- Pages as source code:
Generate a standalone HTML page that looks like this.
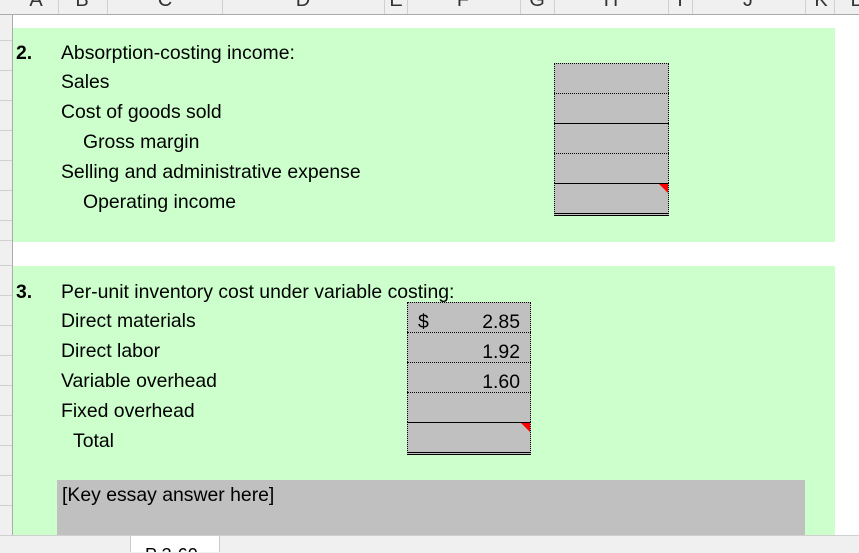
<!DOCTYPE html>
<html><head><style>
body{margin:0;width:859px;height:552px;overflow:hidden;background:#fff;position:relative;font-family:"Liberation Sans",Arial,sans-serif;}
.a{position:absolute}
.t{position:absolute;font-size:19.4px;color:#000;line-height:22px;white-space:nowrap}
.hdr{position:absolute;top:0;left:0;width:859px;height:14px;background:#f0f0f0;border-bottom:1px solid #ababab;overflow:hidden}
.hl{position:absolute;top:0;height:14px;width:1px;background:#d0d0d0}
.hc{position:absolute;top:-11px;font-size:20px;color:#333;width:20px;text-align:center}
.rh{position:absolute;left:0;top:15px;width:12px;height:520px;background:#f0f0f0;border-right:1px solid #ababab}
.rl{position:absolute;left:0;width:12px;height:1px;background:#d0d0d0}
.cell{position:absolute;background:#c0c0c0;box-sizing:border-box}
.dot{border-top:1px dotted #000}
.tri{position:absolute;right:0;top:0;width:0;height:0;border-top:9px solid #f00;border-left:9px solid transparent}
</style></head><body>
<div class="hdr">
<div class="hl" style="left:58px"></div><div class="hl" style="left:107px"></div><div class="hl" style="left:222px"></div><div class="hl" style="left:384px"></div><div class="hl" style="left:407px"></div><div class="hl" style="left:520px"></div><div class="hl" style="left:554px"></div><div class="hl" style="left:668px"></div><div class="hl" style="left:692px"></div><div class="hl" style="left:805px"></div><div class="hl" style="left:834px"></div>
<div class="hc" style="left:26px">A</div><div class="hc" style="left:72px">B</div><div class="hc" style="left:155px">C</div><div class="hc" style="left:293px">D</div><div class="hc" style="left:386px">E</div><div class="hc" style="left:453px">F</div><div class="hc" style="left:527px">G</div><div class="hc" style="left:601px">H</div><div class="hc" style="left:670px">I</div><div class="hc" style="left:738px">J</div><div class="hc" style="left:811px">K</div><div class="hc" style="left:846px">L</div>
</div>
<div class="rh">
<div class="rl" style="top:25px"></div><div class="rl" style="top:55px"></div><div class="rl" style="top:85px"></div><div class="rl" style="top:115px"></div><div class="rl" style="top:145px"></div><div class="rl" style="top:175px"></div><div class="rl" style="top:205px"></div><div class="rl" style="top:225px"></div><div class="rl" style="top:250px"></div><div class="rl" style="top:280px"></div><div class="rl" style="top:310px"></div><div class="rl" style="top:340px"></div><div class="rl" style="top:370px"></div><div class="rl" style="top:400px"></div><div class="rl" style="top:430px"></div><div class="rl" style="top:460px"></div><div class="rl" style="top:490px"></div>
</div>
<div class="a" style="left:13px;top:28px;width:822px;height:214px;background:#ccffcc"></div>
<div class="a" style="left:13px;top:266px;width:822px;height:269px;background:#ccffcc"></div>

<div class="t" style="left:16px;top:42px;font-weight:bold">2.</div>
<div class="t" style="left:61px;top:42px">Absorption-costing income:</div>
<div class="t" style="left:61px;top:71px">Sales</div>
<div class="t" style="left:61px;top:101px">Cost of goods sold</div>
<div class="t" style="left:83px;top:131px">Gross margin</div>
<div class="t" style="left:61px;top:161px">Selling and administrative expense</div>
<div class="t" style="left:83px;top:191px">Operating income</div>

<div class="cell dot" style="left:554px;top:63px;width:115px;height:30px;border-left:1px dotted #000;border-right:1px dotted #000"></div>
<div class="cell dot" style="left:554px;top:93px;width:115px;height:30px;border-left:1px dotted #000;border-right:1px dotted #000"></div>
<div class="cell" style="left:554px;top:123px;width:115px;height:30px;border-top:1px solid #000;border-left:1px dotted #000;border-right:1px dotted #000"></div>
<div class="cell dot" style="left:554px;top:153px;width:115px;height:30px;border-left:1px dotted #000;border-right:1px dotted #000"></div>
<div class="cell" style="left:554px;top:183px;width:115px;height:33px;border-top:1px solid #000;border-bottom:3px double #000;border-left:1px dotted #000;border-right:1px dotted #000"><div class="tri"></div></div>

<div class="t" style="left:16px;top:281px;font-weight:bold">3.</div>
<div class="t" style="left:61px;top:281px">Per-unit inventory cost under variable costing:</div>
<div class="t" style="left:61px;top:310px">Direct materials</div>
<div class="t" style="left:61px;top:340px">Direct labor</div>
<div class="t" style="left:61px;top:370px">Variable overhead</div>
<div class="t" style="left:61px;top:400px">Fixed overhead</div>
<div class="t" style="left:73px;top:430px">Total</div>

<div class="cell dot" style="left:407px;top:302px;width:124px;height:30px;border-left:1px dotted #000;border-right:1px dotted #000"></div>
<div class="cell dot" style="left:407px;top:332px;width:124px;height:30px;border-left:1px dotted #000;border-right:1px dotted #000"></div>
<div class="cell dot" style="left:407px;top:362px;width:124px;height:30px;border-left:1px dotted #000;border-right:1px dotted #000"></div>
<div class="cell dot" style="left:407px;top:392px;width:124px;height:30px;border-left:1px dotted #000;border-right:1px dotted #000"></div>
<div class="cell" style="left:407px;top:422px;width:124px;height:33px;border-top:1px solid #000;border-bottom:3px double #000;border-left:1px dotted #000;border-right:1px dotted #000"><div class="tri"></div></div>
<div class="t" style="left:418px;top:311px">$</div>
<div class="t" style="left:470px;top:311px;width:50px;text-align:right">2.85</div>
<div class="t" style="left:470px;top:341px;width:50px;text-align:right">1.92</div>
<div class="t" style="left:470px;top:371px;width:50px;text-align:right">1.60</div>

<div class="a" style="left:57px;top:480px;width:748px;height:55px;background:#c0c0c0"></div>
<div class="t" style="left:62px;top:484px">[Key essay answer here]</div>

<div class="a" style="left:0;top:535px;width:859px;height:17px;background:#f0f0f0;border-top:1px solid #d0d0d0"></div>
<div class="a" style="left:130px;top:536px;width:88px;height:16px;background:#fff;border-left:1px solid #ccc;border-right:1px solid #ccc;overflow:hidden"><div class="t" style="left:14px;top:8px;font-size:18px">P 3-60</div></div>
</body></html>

==

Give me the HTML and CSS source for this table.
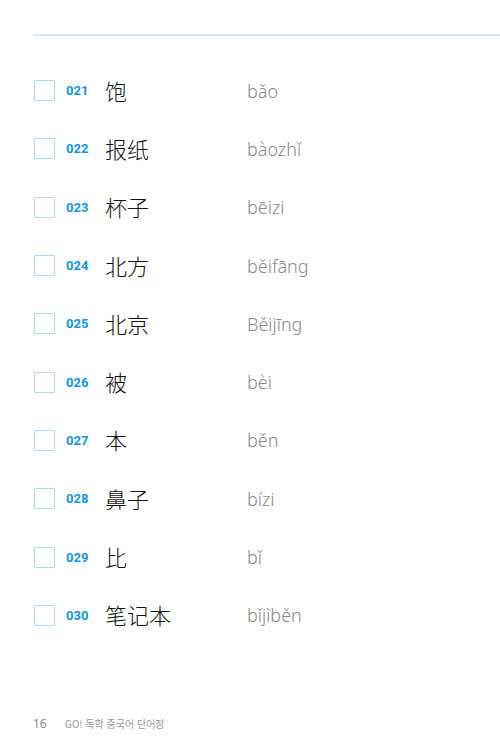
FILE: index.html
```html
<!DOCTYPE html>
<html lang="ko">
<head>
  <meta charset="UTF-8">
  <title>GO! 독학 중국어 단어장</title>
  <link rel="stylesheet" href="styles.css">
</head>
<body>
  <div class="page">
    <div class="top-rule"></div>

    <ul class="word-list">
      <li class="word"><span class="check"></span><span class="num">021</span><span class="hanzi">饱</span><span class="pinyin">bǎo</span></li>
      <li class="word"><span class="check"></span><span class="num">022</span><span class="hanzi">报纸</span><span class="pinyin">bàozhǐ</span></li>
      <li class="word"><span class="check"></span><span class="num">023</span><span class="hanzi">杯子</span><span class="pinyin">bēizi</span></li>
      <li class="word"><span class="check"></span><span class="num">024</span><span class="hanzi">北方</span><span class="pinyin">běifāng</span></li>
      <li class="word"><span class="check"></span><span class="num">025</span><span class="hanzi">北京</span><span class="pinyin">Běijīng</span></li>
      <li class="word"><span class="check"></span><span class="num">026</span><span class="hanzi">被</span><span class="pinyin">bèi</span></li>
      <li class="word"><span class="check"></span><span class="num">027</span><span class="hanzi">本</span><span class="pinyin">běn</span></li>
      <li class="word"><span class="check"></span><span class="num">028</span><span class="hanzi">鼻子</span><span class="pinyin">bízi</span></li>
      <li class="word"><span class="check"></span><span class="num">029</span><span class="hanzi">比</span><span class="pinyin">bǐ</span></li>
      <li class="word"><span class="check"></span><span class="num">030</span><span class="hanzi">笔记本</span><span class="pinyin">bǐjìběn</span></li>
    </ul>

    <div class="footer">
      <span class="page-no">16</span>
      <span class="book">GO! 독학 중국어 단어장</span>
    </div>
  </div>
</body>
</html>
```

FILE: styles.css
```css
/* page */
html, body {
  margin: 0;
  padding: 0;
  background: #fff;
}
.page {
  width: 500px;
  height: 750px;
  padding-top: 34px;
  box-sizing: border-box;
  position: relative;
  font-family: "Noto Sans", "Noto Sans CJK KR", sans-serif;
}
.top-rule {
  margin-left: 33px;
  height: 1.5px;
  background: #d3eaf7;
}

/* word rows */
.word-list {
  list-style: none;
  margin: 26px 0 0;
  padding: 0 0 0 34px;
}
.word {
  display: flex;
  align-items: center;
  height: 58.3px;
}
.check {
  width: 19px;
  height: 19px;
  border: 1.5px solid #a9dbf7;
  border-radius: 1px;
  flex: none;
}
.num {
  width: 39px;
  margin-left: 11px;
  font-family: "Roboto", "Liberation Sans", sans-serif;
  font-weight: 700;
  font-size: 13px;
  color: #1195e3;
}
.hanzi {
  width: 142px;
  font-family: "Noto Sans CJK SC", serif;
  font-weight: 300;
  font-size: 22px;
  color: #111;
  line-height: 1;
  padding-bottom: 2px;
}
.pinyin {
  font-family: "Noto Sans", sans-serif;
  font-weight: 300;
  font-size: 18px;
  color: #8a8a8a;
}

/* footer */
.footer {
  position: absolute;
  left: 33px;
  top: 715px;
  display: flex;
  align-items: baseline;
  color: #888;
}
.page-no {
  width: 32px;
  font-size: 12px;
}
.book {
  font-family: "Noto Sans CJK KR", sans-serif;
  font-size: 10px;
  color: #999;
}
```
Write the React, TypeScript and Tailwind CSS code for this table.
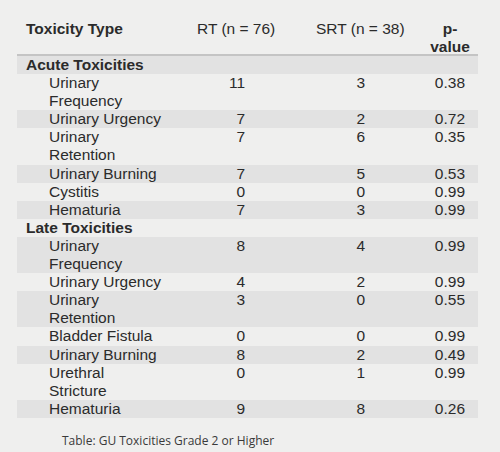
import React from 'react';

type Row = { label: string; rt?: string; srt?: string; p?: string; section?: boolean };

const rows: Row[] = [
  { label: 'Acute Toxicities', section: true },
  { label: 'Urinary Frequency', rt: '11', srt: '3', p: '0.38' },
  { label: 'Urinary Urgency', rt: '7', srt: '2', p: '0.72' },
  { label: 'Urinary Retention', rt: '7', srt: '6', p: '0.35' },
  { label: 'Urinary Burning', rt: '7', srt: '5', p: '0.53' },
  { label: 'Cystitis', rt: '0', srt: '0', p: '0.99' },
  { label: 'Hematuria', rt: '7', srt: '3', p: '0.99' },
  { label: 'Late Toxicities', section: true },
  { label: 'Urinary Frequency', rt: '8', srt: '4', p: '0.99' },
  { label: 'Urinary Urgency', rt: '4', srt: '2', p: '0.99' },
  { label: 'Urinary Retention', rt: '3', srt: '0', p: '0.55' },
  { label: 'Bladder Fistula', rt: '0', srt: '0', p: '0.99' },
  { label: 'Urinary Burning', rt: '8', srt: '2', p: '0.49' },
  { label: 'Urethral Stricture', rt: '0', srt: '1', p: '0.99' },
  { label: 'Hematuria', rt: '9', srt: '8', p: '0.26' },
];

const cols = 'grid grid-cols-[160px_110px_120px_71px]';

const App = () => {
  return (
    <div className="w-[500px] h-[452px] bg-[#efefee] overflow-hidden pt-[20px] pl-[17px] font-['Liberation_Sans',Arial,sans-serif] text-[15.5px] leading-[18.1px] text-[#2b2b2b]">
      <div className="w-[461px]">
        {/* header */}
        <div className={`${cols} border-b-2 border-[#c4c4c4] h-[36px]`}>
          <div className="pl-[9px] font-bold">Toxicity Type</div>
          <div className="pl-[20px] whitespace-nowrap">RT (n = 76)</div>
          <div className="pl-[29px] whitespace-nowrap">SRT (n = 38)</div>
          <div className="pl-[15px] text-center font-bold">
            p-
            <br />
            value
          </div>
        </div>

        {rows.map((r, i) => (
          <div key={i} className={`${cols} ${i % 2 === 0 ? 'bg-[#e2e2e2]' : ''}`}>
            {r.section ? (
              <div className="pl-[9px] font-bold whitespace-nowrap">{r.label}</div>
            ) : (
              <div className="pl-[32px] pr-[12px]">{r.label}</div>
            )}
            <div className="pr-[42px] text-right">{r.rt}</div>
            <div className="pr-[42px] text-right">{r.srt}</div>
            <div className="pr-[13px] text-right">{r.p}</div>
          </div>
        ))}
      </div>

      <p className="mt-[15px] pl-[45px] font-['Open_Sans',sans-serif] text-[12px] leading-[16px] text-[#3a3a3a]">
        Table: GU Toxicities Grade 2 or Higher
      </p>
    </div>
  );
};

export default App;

* * *

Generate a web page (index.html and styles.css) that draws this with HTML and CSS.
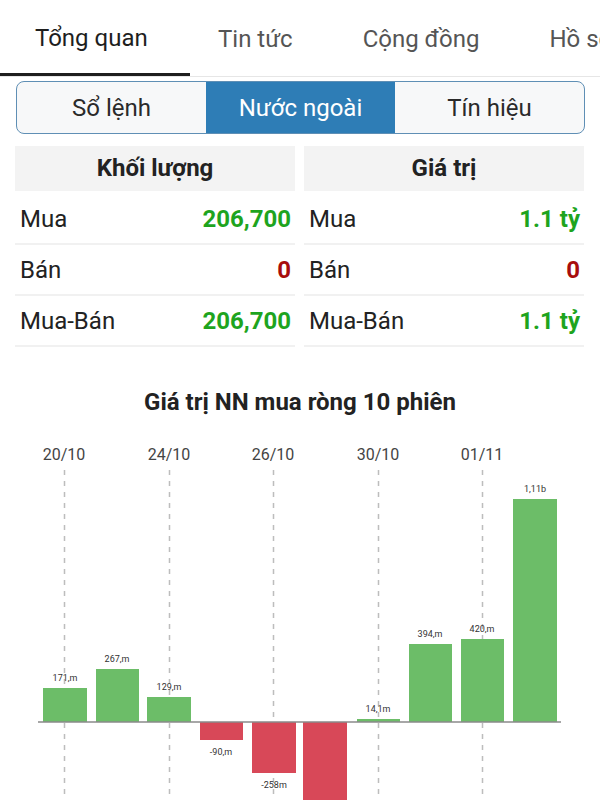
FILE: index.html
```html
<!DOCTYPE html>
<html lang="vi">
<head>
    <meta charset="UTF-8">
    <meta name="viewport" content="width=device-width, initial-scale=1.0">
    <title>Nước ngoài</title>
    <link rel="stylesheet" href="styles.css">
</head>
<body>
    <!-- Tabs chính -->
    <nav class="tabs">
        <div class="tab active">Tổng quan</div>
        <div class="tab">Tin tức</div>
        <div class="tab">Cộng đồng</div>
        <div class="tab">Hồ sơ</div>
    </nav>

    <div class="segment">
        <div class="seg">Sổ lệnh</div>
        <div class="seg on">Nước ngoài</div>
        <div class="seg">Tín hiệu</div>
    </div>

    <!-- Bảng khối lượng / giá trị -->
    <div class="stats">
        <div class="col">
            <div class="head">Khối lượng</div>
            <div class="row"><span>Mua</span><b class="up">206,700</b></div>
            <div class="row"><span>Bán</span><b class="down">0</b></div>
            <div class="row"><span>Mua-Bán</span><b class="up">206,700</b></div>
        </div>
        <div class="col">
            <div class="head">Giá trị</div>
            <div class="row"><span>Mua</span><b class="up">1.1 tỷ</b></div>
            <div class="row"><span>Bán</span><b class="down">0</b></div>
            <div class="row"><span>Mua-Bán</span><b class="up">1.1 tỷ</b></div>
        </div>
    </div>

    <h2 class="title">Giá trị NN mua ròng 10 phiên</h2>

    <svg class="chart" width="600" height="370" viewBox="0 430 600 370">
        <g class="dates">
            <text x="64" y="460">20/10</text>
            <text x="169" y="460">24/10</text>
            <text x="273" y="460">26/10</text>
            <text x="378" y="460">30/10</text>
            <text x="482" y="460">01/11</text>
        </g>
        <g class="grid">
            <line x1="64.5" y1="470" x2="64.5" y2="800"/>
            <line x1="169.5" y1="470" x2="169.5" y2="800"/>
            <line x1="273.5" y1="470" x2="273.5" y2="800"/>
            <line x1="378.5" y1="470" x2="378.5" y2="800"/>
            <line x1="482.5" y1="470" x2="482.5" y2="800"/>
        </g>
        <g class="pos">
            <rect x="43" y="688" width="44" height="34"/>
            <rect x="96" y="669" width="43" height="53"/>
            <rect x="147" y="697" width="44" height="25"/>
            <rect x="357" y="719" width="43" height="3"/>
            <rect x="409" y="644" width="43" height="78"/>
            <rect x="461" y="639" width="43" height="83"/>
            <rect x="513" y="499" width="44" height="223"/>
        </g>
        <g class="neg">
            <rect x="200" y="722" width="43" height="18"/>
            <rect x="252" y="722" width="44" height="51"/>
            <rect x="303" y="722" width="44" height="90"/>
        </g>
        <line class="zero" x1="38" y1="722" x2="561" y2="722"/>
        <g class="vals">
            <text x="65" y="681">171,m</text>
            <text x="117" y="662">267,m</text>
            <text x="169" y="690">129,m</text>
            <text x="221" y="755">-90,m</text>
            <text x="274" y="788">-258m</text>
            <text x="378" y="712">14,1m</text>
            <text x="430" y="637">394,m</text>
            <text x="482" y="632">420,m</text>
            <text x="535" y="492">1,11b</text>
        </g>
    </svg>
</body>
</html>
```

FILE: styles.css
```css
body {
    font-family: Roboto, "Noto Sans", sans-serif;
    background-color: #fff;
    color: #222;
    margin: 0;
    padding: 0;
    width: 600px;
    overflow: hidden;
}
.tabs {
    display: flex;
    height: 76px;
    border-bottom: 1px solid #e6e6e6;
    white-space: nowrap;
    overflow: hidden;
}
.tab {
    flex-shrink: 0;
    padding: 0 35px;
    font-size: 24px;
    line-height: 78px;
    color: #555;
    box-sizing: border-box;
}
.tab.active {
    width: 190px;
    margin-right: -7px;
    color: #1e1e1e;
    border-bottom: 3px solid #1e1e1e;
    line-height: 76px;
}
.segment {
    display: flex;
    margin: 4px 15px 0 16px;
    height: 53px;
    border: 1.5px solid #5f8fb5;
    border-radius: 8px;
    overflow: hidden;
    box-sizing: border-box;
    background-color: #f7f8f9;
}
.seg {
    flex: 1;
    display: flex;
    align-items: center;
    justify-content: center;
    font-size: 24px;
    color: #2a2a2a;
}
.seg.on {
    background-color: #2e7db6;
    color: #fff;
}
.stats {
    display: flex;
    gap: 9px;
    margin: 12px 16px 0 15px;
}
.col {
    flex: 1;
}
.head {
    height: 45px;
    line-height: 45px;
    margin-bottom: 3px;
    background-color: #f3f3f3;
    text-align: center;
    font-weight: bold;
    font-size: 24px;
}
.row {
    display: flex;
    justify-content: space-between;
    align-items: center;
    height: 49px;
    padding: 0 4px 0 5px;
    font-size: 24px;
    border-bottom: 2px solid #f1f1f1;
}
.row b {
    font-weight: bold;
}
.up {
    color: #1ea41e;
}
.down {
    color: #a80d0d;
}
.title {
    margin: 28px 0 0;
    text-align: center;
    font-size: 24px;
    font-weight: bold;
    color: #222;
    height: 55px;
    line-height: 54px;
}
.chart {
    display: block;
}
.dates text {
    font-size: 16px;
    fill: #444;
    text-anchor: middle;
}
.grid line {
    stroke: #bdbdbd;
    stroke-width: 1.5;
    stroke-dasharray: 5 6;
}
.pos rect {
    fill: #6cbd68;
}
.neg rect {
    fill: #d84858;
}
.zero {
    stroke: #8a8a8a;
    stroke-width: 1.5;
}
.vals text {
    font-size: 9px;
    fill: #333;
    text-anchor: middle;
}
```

- Directions for this task: Write out the lines running from the one that contains "Write the React, TypeScript" through the one that contains "string; rt?: string;", ends included, and nothing else. Pictures stay out of the copy.

- Task result:
Write the React, TypeScript and Tailwind CSS code for this table.
import React from 'react';

type Row = { label: string; rt?: string; srt?: string; p?: string; section?: boolean };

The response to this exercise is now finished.